37. Brake actuating unit according to claim 34, wherein a piston-rod restoring spring which reaches radially around both the cylindrical guide and the inner guide sleeve is arranged in the guide housing.

38. Brake actuating unit according to claim 24, wherein the transmission of the actuating force and the boosting force to the primary piston takes place by a force transmission sleeve which is mounted displaceably in the booster housing and on which the threaded spindle is supported, in which a transmitter piston is guided which is supported on the piston rod and delimits a transmitter chamber which is filled with a force transmission medium and is delimited secondly by a push rod which is supported on the primary piston of the brake master cylinder.

39. Brake actuating unit according to claim 38, wherein the force transmission medium is formed by a pasty pressure-resistant compound which is not prone to gap extrusion.

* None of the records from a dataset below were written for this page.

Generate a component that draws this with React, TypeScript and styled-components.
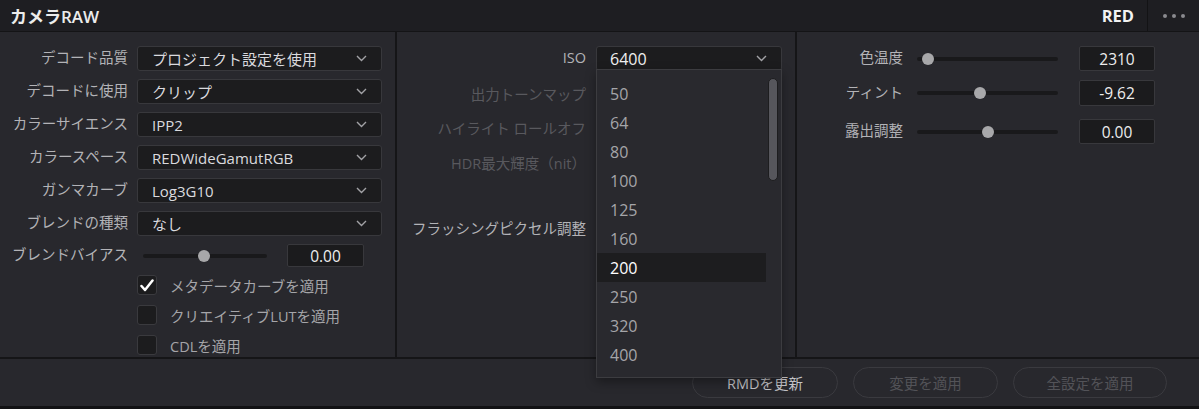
import React from "react";
import styled, { createGlobalStyle } from "styled-components";

const GlobalStyle = createGlobalStyle`
  html, body { margin: 0; padding: 0; background: #121214; }
  body { font-family: "Open Sans", "Noto Sans CJK JP", sans-serif; }
  * { box-sizing: border-box; }
`;

const Frame = styled.div`
  width: 1199px;
  height: 409px;
  display: flex;
  flex-direction: column;
  background: #28282d;
  overflow: hidden;
`;

const Header = styled.header`
  height: 32px;
  flex: none;
  display: flex;
  align-items: stretch;
  background: #1e1e22;
  border-bottom: 1px solid #141416;
`;

const Title = styled.div`
  flex: 1;
  display: flex;
  align-items: center;
  padding-left: 10px;
  color: #ececec;
  font-size: 17px;
  font-weight: 600;
`;

const Tag = styled.div`
  display: flex;
  align-items: center;
  padding-right: 13px;
  color: #f2f2f2;
  font-size: 16.5px;
  font-weight: 700;
  border-right: 1px solid #131315;
`;

const Menu = styled.div`
  width: 51px;
  display: flex;
  align-items: center;
  justify-content: center;
  gap: 5px;
`;

const Dot = styled.span`
  width: 4px;
  height: 4px;
  border-radius: 50%;
  background: #8a8a8e;
`;

const Body = styled.div`
  height: 327px;
  flex: none;
  display: flex;
  border-bottom: 2px solid #151517;
`;

const Panel = styled.section<{ $w?: number; $gap: number; $clip?: boolean }>`
  ${(p) => (p.$w ? `width: ${p.$w}px; flex: none;` : `flex: 1;`)}
  border-right: 2px solid #151517;
  padding-top: 14px;
  display: flex;
  flex-direction: column;
  gap: ${(p) => p.$gap}px;
  overflow: ${(p) => (p.$clip ? "hidden" : "visible")};
  position: relative;
  &:last-child {
    border-right: none;
  }
`;

const FieldRow = styled.div<{ $cols: string; $gap: number; $h?: number; $mt?: number }>`
  display: grid;
  grid-template-columns: ${(p) => p.$cols};
  column-gap: ${(p) => p.$gap}px;
  align-items: center;
  height: ${(p) => p.$h ?? 25}px;
  margin-top: ${(p) => p.$mt ?? 0}px;
  flex: none;
`;

const Label = styled.span<{ $dim?: boolean }>`
  text-align: right;
  white-space: nowrap;
  font-size: 14.5px;
  line-height: 1;
  color: ${(p) => (p.$dim ? "#59595e" : "#b3b3b7")};
`;

const SelectBox = styled.div<{ $pl: number }>`
  position: relative;
  height: 25px;
  display: flex;
  align-items: center;
  justify-content: space-between;
  padding: 0 14px 0 ${(p) => p.$pl}px;
  background: #1c1c1e;
  border: 1px solid #38383c;
  border-radius: 3px;
  white-space: nowrap;
`;

const SelectValue = styled.span<{ $num?: boolean }>`
  font-size: ${(p) => (p.$num ? 16 : 15)}px;
  color: ${(p) => (p.$num ? "#f0f0f0" : "#dadade")};
`;

const Chevron = () => (
  <svg width="11" height="7" viewBox="0 0 11 7">
    <polyline points="1,1 5.5,5.5 10,1" fill="none" stroke="#a2a2a6" strokeWidth="1.4" />
  </svg>
);

const SliderCell = styled.div`
  display: flex;
  align-items: center;
`;

const Track = styled.div<{ $w: number; $ml?: number }>`
  position: relative;
  width: ${(p) => p.$w}px;
  margin-left: ${(p) => p.$ml ?? 0}px;
  height: 4px;
  border-radius: 2px;
  background: #19191b;
`;

const Thumb = styled.span<{ $pos: number }>`
  position: absolute;
  top: 50%;
  left: ${(p) => p.$pos}%;
  width: 12px;
  height: 12px;
  margin: -6px 0 0 -6px;
  border-radius: 50%;
  background: #a8a8aa;
`;

const ValueBox = styled.div<{ $w: number; $h: number; $ml?: number }>`
  width: ${(p) => p.$w}px;
  height: ${(p) => p.$h}px;
  margin-left: ${(p) => p.$ml ?? 0}px;
  background: #1b1b1d;
  border: 1px solid #38383c;
  border-radius: 2px;
  display: flex;
  align-items: center;
  justify-content: center;
  color: #ededed;
  font-size: 15.5px;
`;

const CheckGroup = styled.div`
  display: flex;
  flex-direction: column;
  gap: 10px;
  padding-left: 137px;
`;

const CheckRow = styled.label`
  display: flex;
  align-items: center;
  gap: 13px;
  height: 20px;
  flex: none;
  font-size: 14.5px;
  color: #a5a5a9;
  white-space: nowrap;
`;

const Box = styled.span`
  width: 20px;
  height: 20px;
  flex: none;
  border-radius: 3px;
  background: #1c1c1e;
  border: 1px solid #3a3a3e;
  display: flex;
  align-items: center;
  justify-content: center;
`;

const ListBox = styled.ul`
  position: absolute;
  top: calc(100% - 1px);
  left: -1px;
  width: calc(100% + 2px);
  height: 309px;
  margin: 0;
  padding: 9px 0 0 0;
  list-style: none;
  background: #29292e;
  border: 1px solid #3c3c40;
  z-index: 10;
  box-shadow: 0 4px 10px rgba(0, 0, 0, 0.35);
`;

const ListItem = styled.li<{ $selected?: boolean }>`
  width: 169px;
  height: 29px;
  display: flex;
  align-items: center;
  padding-left: 13px;
  font-size: 16px;
  color: ${(p) => (p.$selected ? "#ffffff" : "#a5a5a9")};
  background: ${(p) => (p.$selected ? "#1d1d1f" : "transparent")};
`;

const ScrollThumb = styled.span`
  position: absolute;
  top: 8px;
  right: 3px;
  width: 10px;
  height: 103px;
  border-radius: 5px;
  background: #56565c;
  border: 1px solid #1d1d1f;
`;

const Footer = styled.footer`
  flex: 1;
  display: flex;
  align-items: center;
  justify-content: flex-end;
  gap: 15px;
  padding-right: 32px;
  border-bottom: 3px solid #121214;
`;

const PillButton = styled.button<{ $w: number; $enabled?: boolean }>`
  width: ${(p) => p.$w}px;
  height: 31px;
  padding: 0;
  border-radius: 16px;
  background: transparent;
  border: 1px solid #3a3a3f;
  color: ${(p) => (p.$enabled ? "#c2c2c6" : "#535358")};
  font-family: inherit;
  font-size: 14.5px;
`;

const leftSelects: [string, string][] = [
  ["デコード品質", "プロジェクト設定を使用"],
  ["デコードに使用", "クリップ"],
  ["カラーサイエンス", "IPP2"],
  ["カラースペース", "REDWideGamutRGB"],
  ["ガンマカーブ", "Log3G10"],
  ["ブレンドの種類", "なし"],
];

const checks: [string, boolean][] = [
  ["メタデータカーブを適用", true],
  ["クリエイティブLUTを適用", false],
  ["CDLを適用", false],
];

const isoValues = ["50", "64", "80", "100", "125", "160", "200", "250", "320", "400"];

const midLabels: { label: string; mt: number }[] = [
  { label: "出力トーンマップ", mt: 11.5 },
  { label: "ハイライト ロールオフ", mt: 9 },
  { label: "HDR最大輝度（nit）", mt: 10 },
];

const rightSliders: { label: string; pos: number; value: string; h: number; mt: number }[] = [
  { label: "色温度", pos: 8, value: "2310", h: 25, mt: 0 },
  { label: "ティント", pos: 45, value: "-9.62", h: 26, mt: 0 },
  { label: "露出調整", pos: 50, value: "0.00", h: 25, mt: 4 },
];

const LEFT_COLS = "128px 245px";
const MID_COLS = "189px 186px";
const RIGHT_COLS = "106px 141px 83px";

export default function App() {
  return (
    <>
      <GlobalStyle />
      <Frame>
        <Header>
          <Title>カメラRAW</Title>
          <Tag>RED</Tag>
          <Menu>
            <Dot />
            <Dot />
            <Dot />
          </Menu>
        </Header>
        <Body>
          <Panel $w={397} $gap={8} $clip>
            {leftSelects.map(([label, value]) => (
              <FieldRow key={label} $cols={LEFT_COLS} $gap={9}>
                <Label>{label}</Label>
                <SelectBox $pl={14}>
                  <SelectValue>{value}</SelectValue>
                  <Chevron />
                </SelectBox>
              </FieldRow>
            ))}
            <FieldRow $cols={LEFT_COLS} $gap={9} $h={23}>
              <Label>ブレンドバイアス</Label>
              <SliderCell>
                <Track $w={124} $ml={6}>
                  <Thumb $pos={49} />
                </Track>
                <ValueBox $w={77} $h={23} $ml={20}>
                  0.00
                </ValueBox>
              </SliderCell>
            </FieldRow>
            <CheckGroup>
              {checks.map(([label, on]) => (
                <CheckRow key={label}>
                  <Box>
                    {on && (
                      <svg width="14" height="13" viewBox="0 0 14 13">
                        <polyline
                          points="1.5,7 5,11 12.5,1.5"
                          fill="none"
                          stroke="#ffffff"
                          strokeWidth="2.5"
                          strokeLinecap="round"
                          strokeLinejoin="round"
                        />
                      </svg>
                    )}
                  </Box>
                  {label}
                </CheckRow>
              ))}
            </CheckGroup>
          </Panel>

          <Panel $w={400} $gap={0}>
            <FieldRow $cols={MID_COLS} $gap={10}>
              <Label>ISO</Label>
              <SelectBox $pl={13}>
                <SelectValue $num>6400</SelectValue>
                <Chevron />
                <ListBox>
                  {isoValues.map((v) => (
                    <ListItem key={v} $selected={v === "200"}>
                      {v}
                    </ListItem>
                  ))}
                  <ScrollThumb />
                </ListBox>
              </SelectBox>
            </FieldRow>
            {midLabels.map((m) => (
              <FieldRow key={m.label} $cols={MID_COLS} $gap={10} $mt={m.mt}>
                <Label $dim>{m.label}</Label>
              </FieldRow>
            ))}
            <FieldRow $cols={MID_COLS} $gap={10} $mt={40}>
              <Label>フラッシングピクセル調整</Label>
            </FieldRow>
          </Panel>

          <Panel $gap={9}>
            {rightSliders.map((s) => (
              <FieldRow key={s.label} $cols={RIGHT_COLS} $gap={14} $h={s.h} $mt={s.mt}>
                <Label>{s.label}</Label>
                <Track $w={141}>
                  <Thumb $pos={s.pos} />
                </Track>
                <ValueBox $w={76} $h={s.h} $ml={7}>
                  {s.value}
                </ValueBox>
              </FieldRow>
            ))}
          </Panel>
        </Body>
        <Footer>
          <PillButton $w={146} $enabled>
            RMDを更新
          </PillButton>
          <PillButton $w={145}>変更を適用</PillButton>
          <PillButton $w={154}>全設定を適用</PillButton>
        </Footer>
      </Frame>
    </>
  );
}
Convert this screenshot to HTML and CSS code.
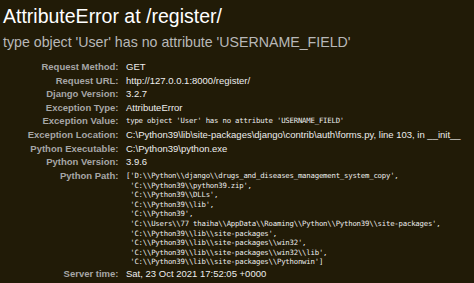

40. Brake actuating unit according to claim 39, wherein the force transmission medium is formed by a plurality of small balls.

41. Brake actuating unit according to claim 24 further comprising at least one sensor device for detecting the actuating travel of the piston rod.

42. Brake actuating unit according to claim 24 further comprising a sensor device for detecting movement of the threaded spindle.

43. Brake actuating unit according to claim 24 further comprising a sensor device for detecting a rotor position of the electric motor.

44. Brake actuating unit according to claim 24 further comprising a sensor device for detecting a hydraulic pressure which is regulated in the brake master cylinder.

45. Brake actuating unit according to claim 42, wherein the sensor device is configured as a rotary angle sensor for detecting an actuating travel of the brake pedal.

46. Brake actuating unit according to claim 41 further comprising an electronic control and regulating unit, to which output signals of at least one of the sensor devices are fed and which generates actuating signals for the electric motor.